▶ **WHAT YOU SHOULD DO**
List each line of the data that holds the string "this".

▶ **STORED DATA**
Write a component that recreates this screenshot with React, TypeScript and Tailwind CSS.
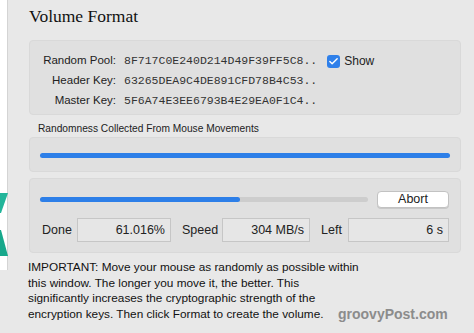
import { Check } from 'lucide-react'

const sans = { fontFamily: '"Liberation Sans", Arial, sans-serif' }

const keys = [
  { label: 'Random Pool:', value: '8F717C0E240D214D49F39FF5C8..' },
  { label: 'Header Key:', value: '63265DEA9C4DE891CFD78B4C53..' },
  { label: 'Master Key:', value: '5F6A74E3EE6793B4E29EA0F1C4..' },
]

const notice = [
  'IMPORTANT: Move your mouse as randomly as possible within',
  'this window. The longer you move it, the better. This',
  'significantly increases the cryptographic strength of the',
  'encryption keys. Then click Format to create the volume.',
]

function Field({ value, width }: { value: string; width: string }) {
  return (
    <div
      className={`${width} flex h-[24px] items-center justify-end border border-[#c6c6c6] bg-[#e6e6e6] pr-[5px] text-[12.5px] text-[#222]`}
    >
      {value}
    </div>
  )
}

export default function App() {
  return (
    <div className="flex h-[333px] w-[474px] overflow-hidden bg-[#e8e8e8] text-[#222]" style={sans}>
      {/* strip of the page behind the window */}
      <div className="w-[8px] shrink-0">
        <div className="relative h-[270px] border-r border-[#d4d4d4] bg-white">
          <svg className="absolute left-0 top-[192px]" width="8" height="66" viewBox="0 0 8 66">
            <polygon points="0,1 8,1 1,21 0,21" fill="#22b59a" />
            <polygon points="0,38 1,38 8,64 0,64" fill="#17a88b" />
          </svg>
        </div>
      </div>

      <div className="relative flex-1 pl-[21px] pr-[13px]">
        <h1
          className="mt-[6px] text-[17.5px] leading-[20px] text-[#111]"
          style={{ fontFamily: '"Liberation Serif", "Times New Roman", serif' }}
        >
          Volume Format
        </h1>

        {/* keys */}
        <div className="mt-[14px] h-[75px] rounded-[4px] border border-[#d9d9d9] bg-[#e0e0e0] pt-[10px]">
          {keys.map((k, i) => (
            <div key={k.label} className="flex h-[20px] items-center">
              <span className="w-[86px] shrink-0 text-right text-[11.5px]">{k.label}</span>
              <span
                className="ml-[8px] text-[11.5px] text-[#333]"
                style={{ fontFamily: '"Liberation Mono", "Courier New", monospace' }}
              >
                {k.value}
              </span>
              {i === 0 && (
                <span className="ml-[10px] flex items-center gap-[4px] text-[12px]">
                  <span className="flex h-[13px] w-[13px] items-center justify-center rounded-[3px] bg-[#2f80ea]">
                    <Check size={11} strokeWidth={3} className="text-white" />
                  </span>
                  Show
                </span>
              )}
            </div>
          ))}
        </div>

        <p className="ml-[9px] mt-[8px] text-[10.2px] leading-[12px]">
          Randomness Collected From Mouse Movements
        </p>

        <div className="mt-[2px] h-[35px] rounded-[4px] border border-[#d9d9d9] bg-[#e0e0e0] px-[10px] pt-[15px]">
          <div className="h-[5px] rounded-full bg-[#2d7fe8]" />
        </div>

        {/* progress */}
        <div className="mt-[6px] h-[75px] rounded-[4px] border border-[#d9d9d9] bg-[#e0e0e0] pl-[10px] pr-[11px] pt-[12px]">
          <div className="flex h-[17px] items-center">
            <div className="h-[5px] w-[328px] rounded-full bg-[#cdcdcd]">
              <div className="h-[5px] w-[61%] rounded-full bg-[#2d7fe8]" />
            </div>
            <button className="ml-[9px] h-[17px] w-[72px] rounded-[4px] border border-[#c2c2c2] bg-white text-[12.5px] leading-[15px] text-[#222] shadow-[0_1px_0_#c8c8c8]">
              Abort
            </button>
          </div>
          <div className="mt-[10px] flex items-center text-[12.5px]">
            <span className="ml-[2px] w-[35px]">Done</span>
            <Field value="61.016%" width="w-[94px]" />
            <span className="ml-[11px] w-[40px]">Speed</span>
            <Field value="304 MB/s" width="w-[88px]" />
            <span className="ml-[11px] w-[27px]">Left</span>
            <Field value="6 s" width="w-[101px]" />
          </div>
        </div>

        <div className="-ml-[1px] mt-[7px] text-[11.8px] leading-[15.5px] text-[#111]">
          {notice.map((line) => (
            <div key={line}>{line}</div>
          ))}
        </div>

        {/* watermark */}
        <span className="absolute left-[330px] top-[304px] text-[14px] font-bold text-[#8c8c8c]">
          groovyPost.com
        </span>
      </div>
    </div>
  )
}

▶ **FINAL ANSWER**
Write a component that recreates this screenshot with React, TypeScript and Tailwind CSS.
  'this window. The longer you move it, the better. This',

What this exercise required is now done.